You aren’t misreading that. D’Souza has indicated that maybe Hitler wasn’t as bad as people made him out to be. 

“Hitler was NOT anti-gay,” D’Souza tweeted last year. (Hitler actually was ― he killed thousands of gay people.) “He refused to purge gay Brownshirts from Nazi ranks saying he had no problem as long as they were good fighters.”

He said the Charlottesville rally may have been ‘staged.’

White supremacists took to the streets of Charlottesville, Virginia, last summer to chant Nazi slogans such as “Blood and soil!” and “Jews will not replace us!”

Violent clashes erupted between the racists and the people protesting against them, and Heather Heyer, 32, was killed when a white supremacist allegedly drove a car into a group of counterprotesters. 

In an interview with a radio show following the rally, D’Souza wasted no time in blaming supporters of former President Barack Obama for the tragedy.

“The white supremacist leader of this group is an Obama guy and an Occupy Wall Street guy, so right away you know that this could be a sort of staged Nazism that we’re seeing for the benefit of serving a narrative,” D’Souza said.

Two days later, he said he wondered if the “rally was a staged event.”

D’Souza is wildly racist.

“YOU CAN TAKE THE BOY OUT OF THE GHETTO,” D’Souza tweeted in 2015 alongside a picture of Obama.

D’Souza also called Obama the “grown-up Trayvon” in 2013, referring to an unarmed 17-year-old black boy who was fatally shot the year before. 

“I am thankful this week when I remember that America is big enough and great enough to survive Grown-Up Trayvon in the White House!” D’Souza said in a tweet before later deleting it.  

Jonathan Capehart, an opinion writer for The Washington Post, wrote at the time that D’Souza’s remarks were “beneath contempt.”

“America is big enough and great enough to tell him to…well, you finish the sentence,” Capehart said.

D’Souza has also shared a meme of Obama holding a sign that calls himself a “gay Muslim” and suggested that former first lady Michelle Obama is a man, The Daily Beast reports.

More recently, D’Souza said civil rights icon Rosa Parks was an “OVERRATED DEMOCRAT.”

But his racism is most evident in his 1995 book, The End of Racism.
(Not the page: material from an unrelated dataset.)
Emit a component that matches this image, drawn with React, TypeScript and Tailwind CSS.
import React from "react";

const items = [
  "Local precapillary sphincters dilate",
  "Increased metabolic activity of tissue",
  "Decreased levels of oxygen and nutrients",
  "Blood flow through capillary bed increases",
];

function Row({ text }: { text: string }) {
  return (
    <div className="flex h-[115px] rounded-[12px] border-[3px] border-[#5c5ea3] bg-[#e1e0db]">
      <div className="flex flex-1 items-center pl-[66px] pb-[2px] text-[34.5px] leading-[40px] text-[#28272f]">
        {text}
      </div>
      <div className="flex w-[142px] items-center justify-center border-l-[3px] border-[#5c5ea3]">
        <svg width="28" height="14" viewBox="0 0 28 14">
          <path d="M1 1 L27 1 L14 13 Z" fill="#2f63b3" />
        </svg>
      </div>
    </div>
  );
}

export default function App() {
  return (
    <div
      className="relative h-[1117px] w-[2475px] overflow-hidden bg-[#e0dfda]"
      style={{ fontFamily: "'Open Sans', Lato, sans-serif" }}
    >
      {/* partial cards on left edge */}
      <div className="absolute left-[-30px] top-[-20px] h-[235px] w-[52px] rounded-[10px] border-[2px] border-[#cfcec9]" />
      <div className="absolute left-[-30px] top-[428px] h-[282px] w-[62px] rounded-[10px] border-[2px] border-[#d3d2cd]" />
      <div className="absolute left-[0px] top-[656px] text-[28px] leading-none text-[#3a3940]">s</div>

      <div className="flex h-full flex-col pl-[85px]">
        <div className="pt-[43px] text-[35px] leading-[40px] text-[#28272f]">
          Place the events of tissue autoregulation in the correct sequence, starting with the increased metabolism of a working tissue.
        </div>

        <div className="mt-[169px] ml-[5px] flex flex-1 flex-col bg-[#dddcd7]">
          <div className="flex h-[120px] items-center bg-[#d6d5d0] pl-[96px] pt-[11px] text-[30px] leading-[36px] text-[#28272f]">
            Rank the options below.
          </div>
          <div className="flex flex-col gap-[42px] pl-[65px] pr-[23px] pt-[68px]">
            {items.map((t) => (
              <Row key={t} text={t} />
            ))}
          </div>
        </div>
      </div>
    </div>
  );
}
In it, D’Souza argues that slavery was not a racist institution and that black people were treated “well” because they were treated like property, Vox pointed out

“If racism is not the main problem for blacks, what is?” he wrote. “Liberal antiracism.” 
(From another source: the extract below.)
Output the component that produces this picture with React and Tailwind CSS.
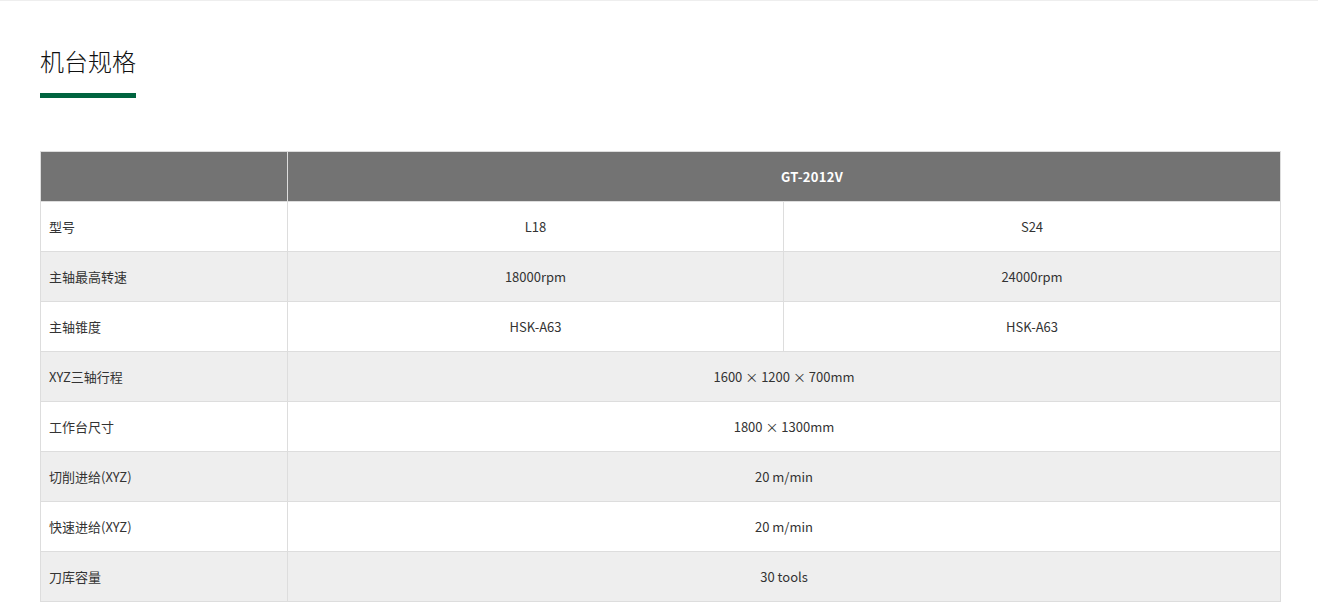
export default function App() {
  const rows = [
    { label: "型号", a: "L18", b: "S24" },
    { label: "主轴最高转速", a: "18000rpm", b: "24000rpm" },
    { label: "主轴锥度", a: "HSK-A63", b: "HSK-A63" },
    { label: "XYZ三轴行程", full: "1600 × 1200 × 700mm" },
    { label: "工作台尺寸", full: "1800 × 1300mm" },
    { label: "切削进给(XYZ)", full: "20 m/min" },
    { label: "快速进给(XYZ)", full: "20 m/min" },
    { label: "刀库容量", full: "30 tools" },
  ];
  const font = { fontFamily: '"Microsoft YaHei", "Noto Sans CJK SC", "Noto Sans", sans-serif' };
  return (
    <div className="w-[1318px] h-[602px] bg-white border-t border-[#eeeeee] overflow-hidden" style={font}>
      <div className="px-10 pt-[42px]">
        <h2 className="text-[24px] leading-[36px] text-[#111] font-light">机台规格</h2>
        <div className="mt-[14px] w-[96px] h-[5px] bg-[#00643f]" />
        <table className="mt-[53px] w-[1240px] border-collapse table-fixed text-[13px] text-[#333]">
          <colgroup>
            <col className="w-[247px]" />
            <col className="w-[496px]" />
            <col className="w-[497px]" />
          </colgroup>
          <thead>
            <tr className="h-[50px] bg-[#737373]">
              <th className="border border-[#dddddd]" />
              <th colSpan={2} className="border border-[#dddddd] pl-[56px] text-white font-bold text-[13px] tracking-[0.3px]">
                GT-2012V
              </th>
            </tr>
          </thead>
          <tbody>
            {rows.map((r, i) => (
              <tr key={i} className={`h-[50px] ${i % 2 === 1 ? "bg-[#eeeeee]" : "bg-white"}`}>
                <td className="border border-[#dddddd] pl-2 text-left">{r.label}</td>
                {r.full ? (
                  <td colSpan={2} className="border border-[#dddddd] text-center">{r.full}</td>
                ) : (
                  <>
                    <td className="border border-[#dddddd] text-center">{r.a}</td>
                    <td className="border border-[#dddddd] text-center">{r.b}</td>
                  </>
                )}
              </tr>
            ))}
          </tbody>
        </table>
      </div>
    </div>
  );
}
D’Souza has also mocked a woman who accused Roy Moore of sexual misconduct, floated the conspiracy that the gunman who killed more than 50 people in Las Vegas last year was an anti-Trump activist, and defended the president after he referred to Haiti and African nations as “shithole countries.” 

Trump’s pardon of D’Souza isn’t just a boon for one of his biggest supporters. It was also a way to stick it to one of his biggest critics: Preet Bharara, a former U.S. Attorney for the Southern District of New York, who prosecuted D’Souza.